Scooter-sharing startups may have chalked up plans to scale up, but they have to get past the infrastructural constraints of the Indian cities to make a success of their venture.
On-demand scooter sharing, which has emerged as an alternate for last-mile mobility in metro cities will have to work around the limits of the city regulatory framework. Startups such as Vogo, Bounce and Drivezy may have ambitious expansion plans but they will also have to take care of not congesting the Indian roads further.
According to a report in ET, Vogo and Bounce together plan to roll out between 60,000 and 100,000 bikes in Bengaluru over the next 12 months, but that would mean stretching the city infrastructure.
A critical aspect of this business is easy availability of bikes that will tempt customers to use the services, says Varun Agni, co-founder of Bounce. He says it takes a minimum of 30,000 bikes to even make a dent in the market such as Bengaluru.

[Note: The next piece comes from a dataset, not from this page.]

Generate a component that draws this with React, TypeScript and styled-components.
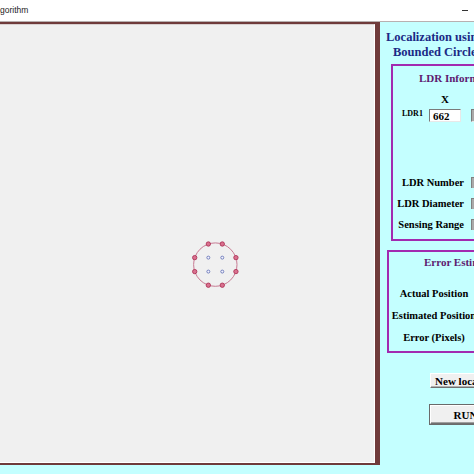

This already has town planners worried. There should be a cap on supply of such vehicles, said a city planner. At present any operator with more than five bikes can register under ‘Rent a Motorcycle Scheme, 1997’. Bike-sharing platforms may play a key role in ensuring last mile mobility, but they also demand better infrastructure in terms of parking spaces, wider roads and, in case of e-scooters, charging stations.
A revised regulatory framework is therefore need of the hour, say industry watchers. The existing rules do not address the use of such vehicles for point-to-point commuting, but with the rising popularity of the rent-a-bike concept, these issues need to be addressed urgently.
City authorities, too, acknowledge the value of services offered by these startups. Infact, New Delhi Municipal Corporation (NDMC) itself plans to extend the rental concept to e-scooters for last mile connectivity. The project will be implemented in two phases in NDMC’s jurisdiction. In the first phase, 500 e-scooters will be procured and provided on rent at 50 stations while the remaining 500 will be made available in the second phase by December 2019.
A unified transportation infrastructure is currently being worked upon by the Directorate of Urban Land Transport but this could take years. Till that happens, startups in the space will have to additionally invest in parking bays at various locations of the cities they are operating in.
Alternatively, in some municipal corporations, scooter-rental companies can use pay and park facilities.
But the real concerns about burdening the existing infrastructure would be raised when more such vehicles hit the roads and begin to clog the traffic movement.